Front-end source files
>> Start
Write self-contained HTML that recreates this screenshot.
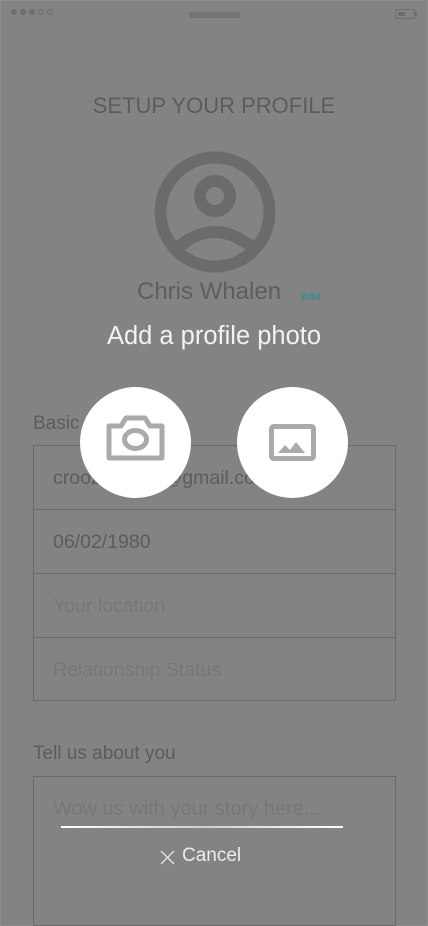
<!DOCTYPE html>
<html><head><meta charset="utf-8"><style>
html,body{margin:0;padding:0}
body{width:428px;height:926px;background:#838383;position:relative;overflow:hidden;font-family:"Liberation Sans",sans-serif;}
.abs{position:absolute}
.dot{position:absolute;top:9px;width:6px;height:6px;border-radius:50%;box-sizing:border-box}
.f{position:absolute;left:33px;width:363px;height:64px;box-sizing:border-box;border:1px solid #6a6a6a;border-bottom:none}
.f span{position:absolute;left:19px;top:21px;font-size:19.5px;color:#5c5c5c}
.ph{color:#777 !important}
</style></head><body>
<div class="abs" style="left:0;top:0;width:426px;height:924px;border:1px solid #8d8d8d"></div>
<div class="dot" style="left:11px;background:#6e6e6e"></div>
<div class="dot" style="left:20px;background:#6e6e6e"></div>
<div class="dot" style="left:29px;background:#6e6e6e"></div>
<div class="dot" style="left:38px;border:1px solid #6e6e6e"></div>
<div class="dot" style="left:47px;border:1px solid #6e6e6e"></div>
<div class="abs" style="left:189px;top:12px;width:51px;height:6px;background:#737373;border-radius:1px"></div>
<div class="abs" style="left:395px;top:9px;width:20px;height:10px;border:1px solid #6e6e6e;box-sizing:border-box;border-radius:1px"></div>
<div class="abs" style="left:415px;top:12px;width:2px;height:4px;background:#6e6e6e"></div>
<div class="abs" style="left:398px;top:12px;width:7px;height:4px;background:#6e6e6e"></div>

<div class="abs" style="left:0;width:428px;top:93px;text-align:center;font-size:22px;color:#5c5c5c">SETUP YOUR PROFILE</div>
<svg class="abs" style="left:154px;top:151px" width="122" height="122" viewBox="0 0 122 122">
<circle cx="61" cy="61" r="54.5" fill="none" stroke="#6b6b6b" stroke-width="12"/>
<circle cx="61" cy="45" r="15" fill="none" stroke="#6b6b6b" stroke-width="12"/>
<path d="M22 98 Q61 64 100 98" fill="none" stroke="#6b6b6b" stroke-width="12"/>
</svg>
<div class="abs" style="left:137px;top:278px;font-size:24px;color:#5e5e5e">Chris Whalen</div>
<div class="abs" style="left:301px;top:291px;font-size:11px;font-weight:bold;color:#3c8a8f">edit</div>
<div class="abs" style="left:0;width:428px;top:322px;text-align:center;font-size:25.5px;color:#f2f2f2">Add a profile photo</div>

<div class="abs" style="left:33px;top:413px;font-size:19px;color:#5c5c5c">Basic</div>
<div class="f" style="top:445px"><span>croozwhalen@gmail.com</span></div>
<div class="f" style="top:509px"><span>06/02/1980</span></div>
<div class="f" style="top:573px"><span class="ph">Your location</span></div>
<div class="f" style="top:637px;height:64px;border-bottom:1px solid #6a6a6a"><span class="ph">Relationship Status</span></div>

<div class="abs" style="left:80px;top:387px;width:111px;height:111px;border-radius:50%;background:#fff"></div>
<svg class="abs" style="left:106px;top:415px" width="59" height="46" viewBox="0 0 59 46">
<path d="M3 11 H15 L20 3 H39 L44 11 H56 V43 H3 Z" fill="none" stroke="#aaa" stroke-width="5" stroke-linejoin="round"/>
<ellipse cx="29.5" cy="24.5" rx="11" ry="9" fill="none" stroke="#aaa" stroke-width="5"/>
</svg>
<div class="abs" style="left:237px;top:387px;width:111px;height:111px;border-radius:50%;background:#fff"></div>
<svg class="abs" style="left:269px;top:424px" width="47" height="37" viewBox="0 0 47 37">
<rect x="2.5" y="2.5" width="42" height="32" rx="2" fill="none" stroke="#aaa" stroke-width="5"/>
<path d="M9 29 L16 21 L21 26 L27 18 L36 29 Z" fill="#aaa"/>
</svg>

<div class="abs" style="left:33px;top:743px;font-size:19px;color:#5c5c5c">Tell us about you</div>
<div class="abs" style="left:33px;top:776px;width:363px;height:150px;box-sizing:border-box;border:1px solid #6a6a6a"></div>
<div class="abs" style="left:53px;top:798px;font-size:20px;color:#777">Wow us with your story here...</div>
<div class="abs" style="left:61px;top:826px;width:282px;height:2px;background:linear-gradient(90deg,#fff,#cfcfcf 50%,#fff)"></div>
<svg class="abs" style="left:160px;top:850px" width="15" height="15" viewBox="0 0 15 15"><path d="M1 1 L14 14 M14 1 L1 14" stroke="#e6e6e6" stroke-width="1.3"/></svg>
<div class="abs" style="left:182px;top:845px;font-size:19px;color:#ececec">Cancel</div>
</body></html>
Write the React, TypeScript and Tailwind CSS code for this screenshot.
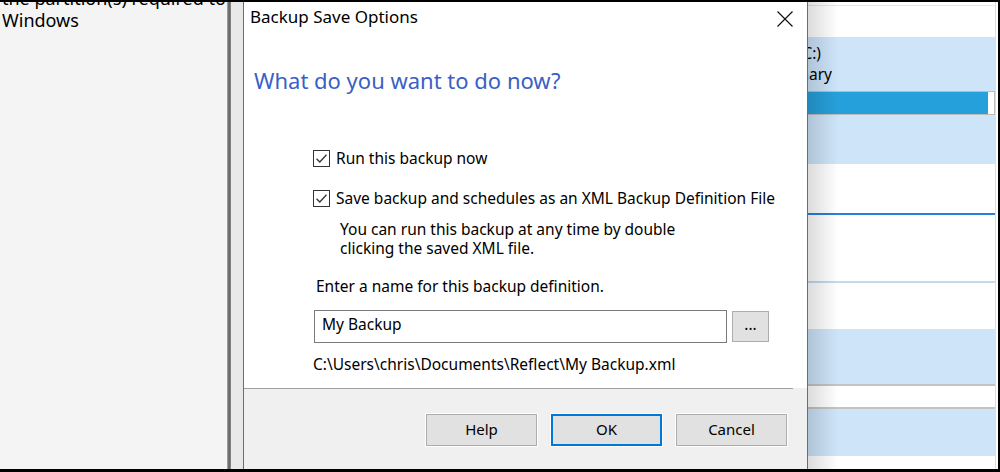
import React from "react";

function CheckBox() {
  return (
    <div className="w-[17px] h-[17px] shrink-0 border border-[#333333] bg-white flex items-center justify-center">
      <svg width="13" height="13" viewBox="0 0 13 13">
        <path d="M1.5 6.8 L4.8 10 L11.5 2.8" fill="none" stroke="#333333" strokeWidth="1.3" />
      </svg>
    </div>
  );
}

function Btn({ label, primary }: { label: string; primary?: boolean }) {
  return (
    <div
      className={
        primary
          ? "w-[111px] h-[32px] flex items-center justify-center bg-[#e1e1e1] border-2 border-[#0078d7] ring-1 ring-white text-[15px] text-black pb-[1px]"
          : "w-[111px] h-[32px] flex items-center justify-center bg-[#e1e1e1] border border-[#adadad] ring-1 ring-white text-[15px] text-black pb-[1px]"
      }
    >
      {label}
    </div>
  );
}

export default function App() {
  return (
    <div className="w-[1000px] h-[472px] overflow-hidden box-border border-t-2 border-r-2 border-b-[3px] border-black bg-white font-['Noto_Sans',sans-serif]">
      <div className="flex h-full">
        {/* left panel */}
        <div className="w-[227px] shrink-0 bg-[#f4f4f4] overflow-hidden">
          <div className="-mt-[15px] pl-[2px] text-[18px] leading-[22px] text-black whitespace-nowrap">
            <div>the partition(s) required to</div>
            <div>Windows</div>
          </div>
        </div>
        {/* splitter */}
        <div className="w-[4px] shrink-0 bg-linear-to-r from-[#b0b0b0] via-[#5e5e5e] to-[#8c8c8c]" />
        <div className="w-[12px] shrink-0 bg-[#e8e8e8]" />

        {/* dialog */}
        <div className="w-[565px] shrink-0 border-x border-[#1883d7] bg-white flex flex-col">
          <div className="h-[34px] shrink-0 flex items-center pl-[6px] pr-[14px]">
            <span className="self-start mt-[4px] text-[17px] leading-[22px] text-black">Backup Save Options</span>
            <svg className="ml-auto" width="16" height="16" viewBox="0 0 16 16">
              <path d="M0.5 0.5 L15.5 15.5 M15.5 0.5 L0.5 15.5" stroke="#111111" strokeWidth="1.2" fill="none" />
            </svg>
          </div>
          <div className="flex-1 flex flex-col text-[15.5px] text-black">
            <div className="mt-[30px] pl-[10px] text-[22px] leading-[28px] text-[#3a5fc6]">
              What do you want to do now?
            </div>
            <div className="mt-[54px] pl-[69px] flex items-center gap-[6px] h-[20px] leading-[20px]">
              <CheckBox />
              <span>Run this backup now</span>
            </div>
            <div className="mt-[20px] pl-[69px] flex items-center gap-[6px] h-[20px] leading-[20px]">
              <CheckBox />
              <span>Save backup and schedules as an XML Backup Definition File</span>
            </div>
            <div className="mt-[12px] pl-[96px] leading-[19px]">
              <div>You can run this backup at any time by double</div>
              <div>clicking the saved XML file.</div>
            </div>
            <div className="mt-[18px] pl-[72px] leading-[20px]">
              Enter a name for this backup definition.
            </div>
            <div className="mt-[14px] pl-[70px] flex items-center gap-[5px]">
              <div className="w-[413px] h-[33px] border border-[#7a7a7a] bg-white flex items-center pl-[7px] pb-[3px]">
                My Backup
              </div>
              <div className="w-[37px] h-[31px] border border-[#adadad] bg-[#e1e1e1] flex items-center justify-center pb-[4px]">
                ...
              </div>
            </div>
            <div className="mt-[11px] pl-[69px] leading-[20px]">
              C:\Users\chris\Documents\Reflect\My Backup.xml
            </div>
          </div>
          <div className="h-[81px] shrink-0 bg-[#f0f0f0] flex flex-col">
            <div className="h-px bg-[#a0a0a0] mr-[14px]" />
            <div className="mt-[25px] flex justify-end gap-[14px] pr-[20px]">
              <Btn label="Help" />
              <Btn label="OK" primary />
              <Btn label="Cancel" />
            </div>
          </div>
        </div>

        {/* right panel */}
        <div className="flex-1 flex relative overflow-hidden">
          <div className="flex-1 flex flex-col text-[15.5px] leading-[21px] text-black">
            <div className="h-[35px] shrink-0">
              <div className="mt-[3px] h-px bg-[#e6e6e6]" />
            </div>
            <div className="h-[127px] shrink-0 bg-[#cde4f9] pt-[6px]">
              <div className="w-[13px] overflow-hidden flex justify-end whitespace-nowrap">
                <span className="shrink-0">Local Disk (C:)</span>
              </div>
              <div className="w-[24px] overflow-hidden flex justify-end whitespace-nowrap">
                <span className="shrink-0">Primary</span>
              </div>
              <div className="mt-[6px] h-[24px] border border-l-0 border-[#bcbcbc] bg-white flex">
                <div className="flex-1 bg-[#26a0da]" />
                <div className="w-[6px]" />
              </div>
            </div>
            <div className="h-[49px] shrink-0 bg-white" />
            <div className="h-[2px] shrink-0 bg-[#2b7fd4]" />
            <div className="h-[66px] shrink-0 bg-white" />
            <div className="h-[2px] shrink-0 bg-[#c3d9ef]" />
            <div className="h-[46px] shrink-0 bg-white" />
            <div className="h-[55px] shrink-0 bg-[#cde4f9]" />
            <div className="h-[2px] shrink-0 bg-[#c3c3c3]" />
            <div className="h-[21px] shrink-0 bg-white" />
            <div className="h-[2px] shrink-0 bg-[#c3c3c3]" />
            <div className="h-[47px] shrink-0 bg-[#cde4f9]" />
            <div className="flex-1 bg-white" />
          </div>
          <div className="w-px bg-[#dedede]" />
          <div className="w-[2px] bg-white" />
          <div className="absolute left-0 top-0 bottom-0 w-[30px] bg-linear-to-r from-[rgba(0,0,0,0.14)] to-transparent" />
        </div>
      </div>
    </div>
  );
}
>> End
> WORK TO DO
From the records above, give again only the part that opens with the line containing "Write the React, TypeScript" and closes with the line containing "import React from". Keep both ends but drop the pictures.

> SOLUTION
Write the React, TypeScript and Tailwind CSS code for this screenshot.
import React from "react";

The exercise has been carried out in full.